Европейское единство воплотилось в нем за два с лишним столетия до Маастрихтского договора. Партитура цельности европейской, осуществленье в одной беспокойной, роскошной и статной, как Геркулес, персоне вольтеровского просвещенного континента от Архангельска до Кадиса. В этой Европе он был у себя дома, другая, разоренная, одичавшая, истребляемая, встретила его в 1945 году, когда немецкое издательство, хранившее в сейфе неопубликованный оригинал «Истории моей жизни», решилось доставить его в убежище чуть большей надежности; грузовики покатили, перевозя под бомбежкой ящики с тремя с половиной тысячами страниц. Быстрые черные буквы (писал стремительно, правил тщательно, долго) благополучно одолели дистанцию, бомбы их не задели.
* * *Уезжая из Коско в Испанию в начале 1560 года, Гарсиласо де ла Вега, будущий историк государства инков, зашел к меценату Полу Ондегардо, уроженцу Саламанки, бывшему коррехидором того города, дабы поцеловать ему руки за все оказанные благодеяния и проститься по причине далекого путешествия; в ответ Ондегардо, как всегда великодушный и щедрый, предложил войти в некое помещение, дабы Гарсиласо увидел кой-кого из своих предков, извлеченных на свет лиценциатом, и мог бы рассказывать о них испанцам. В помещении Гарсиласо увидел пять тел королей инкских, три мужских и два женских.

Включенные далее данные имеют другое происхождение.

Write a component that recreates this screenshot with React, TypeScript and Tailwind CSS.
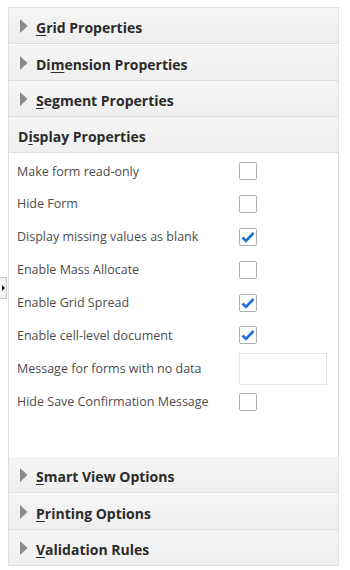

Первым был, по уверению индейцев, Инка Вира-коча, величественного и высочайшего достоинства; ему поклонялись как богу, сыну Солнца, совершая во славу его бесчисленные жертвоприношения, а кончину оплакали всем государством, заметно расширенным благодаря настойчивым походам этого великого воина, срок правления которого превысил полстолетия, хотя в точности никем не сосчитан; достоверно известно, что на севере им было завоевано семь провинций и четыре — на юге. Как бы там ни было, жизнь прожил он долгую, о чем свидетельствовала запечатленная на лице его ветхая старость и снежная седина волос. Великий Тупак Инка Йупанка, доводившийся правнуком Вира-коче, являл себя вторым в загробном ряду, третье место, согласно услышанным Гарсиласо суждениям, принадлежало достославному Вайне Капаку, сыну Тупака Инки Йупанки, праправнуку Вира-коче; судя по виду, эти двое не были одарены завидным долголетием предка, но седины сподобиться успели. Королева Мама Рунту, жена Вира-кочи, подобно царственному своему супругу, сидела на корточках, как обыкновенно садятся индейцы и индианки, со скрещенными на груди руками, правая поверх левой, глаза долу, будто из скромности их приучили смотреть только вниз. Пятой была Мама Окльо, мать Вайна Капака, все пятеро в одеждах, кои носили при жизни, а тела сохранены со всеми возможными предосторожностями, дабы ни один волосок не пропал, и действительно, все было целым и сбереженным, включая ресницы и брови, а то, что пришлось заменить, как, например, глаза, изготовили виртуозно, применив мастерство, не считавшееся чем-то из рук вон выходящим у индейских артистов ремесел в невозвратную, до нашествия, пору; сработанные из тончайшей золотой ткани, они были вставлены так искусно, что отпадала необходимость в глазах естественных, восхищается ученый иезуит, придирчиво исследовавший эти шедевры.